Our would-be future is on a glide path in front of us

By Erick Erickson

Special to The Telegraph

    ORDER REPRINT →

September 01, 2016 09:00 PM

Last week I had to head down to the Middle Georgia Regional Airport and got to see our would-be future. There on display were the blueprints for a future airport expansion.

That vision includes taking over parking space to add hangars. It includes a runway extension that would require a bridge over Avondale Mill Road. Adding that runway extension, to the tune of tens of millions of dollars, would increase the flight capacity out of Middle Georgia.

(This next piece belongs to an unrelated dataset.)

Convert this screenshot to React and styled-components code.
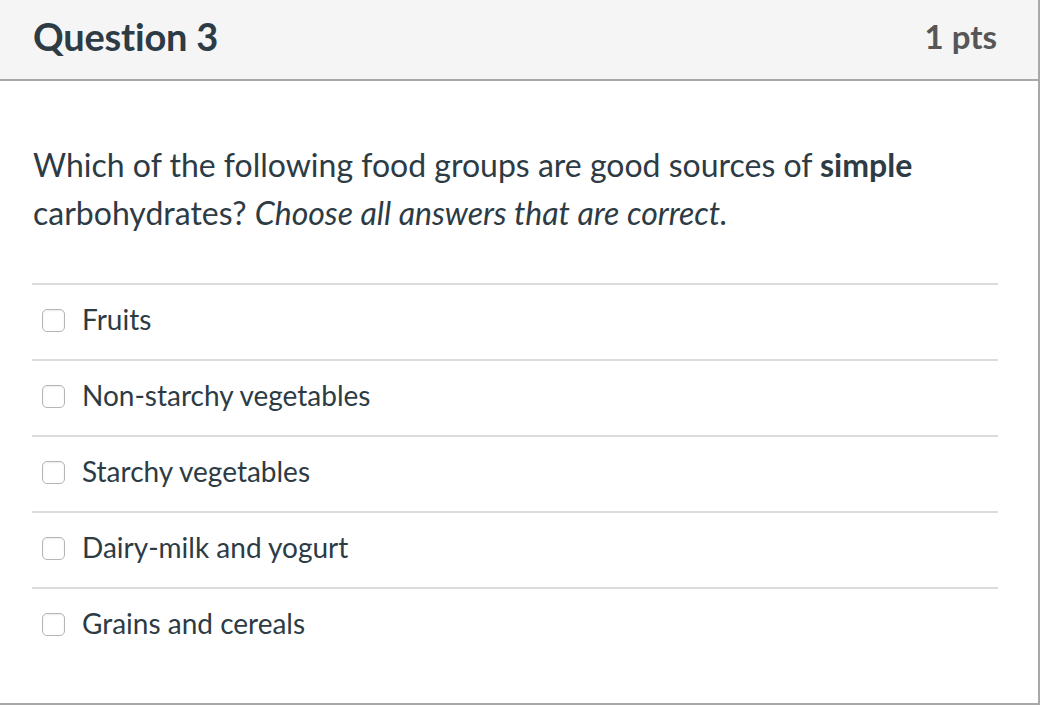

While there, a Sun Coast 737 plane was ferrying people to the Gulf Coast.

It was good to see a commercial airliner parked at the terminal. Another will be coming soon to ferry passengers from Macon to Washington, D.C. The airplane headed to the Gulf Coast, a newer 737, single aisle Boeing jet, is about the largest our airport can handle with its present runway. Larger planes can fly in, but getting back out is a problem.

I thought about this problem again as I read about what is happening in Wilmington, Ohio. Back at the turn of this century, Wilmington was a hub for Airborne Express, then for DHL after it bought the former. But in 2008, DHL shuttered its facility in Wilmington and the local economy was devastated.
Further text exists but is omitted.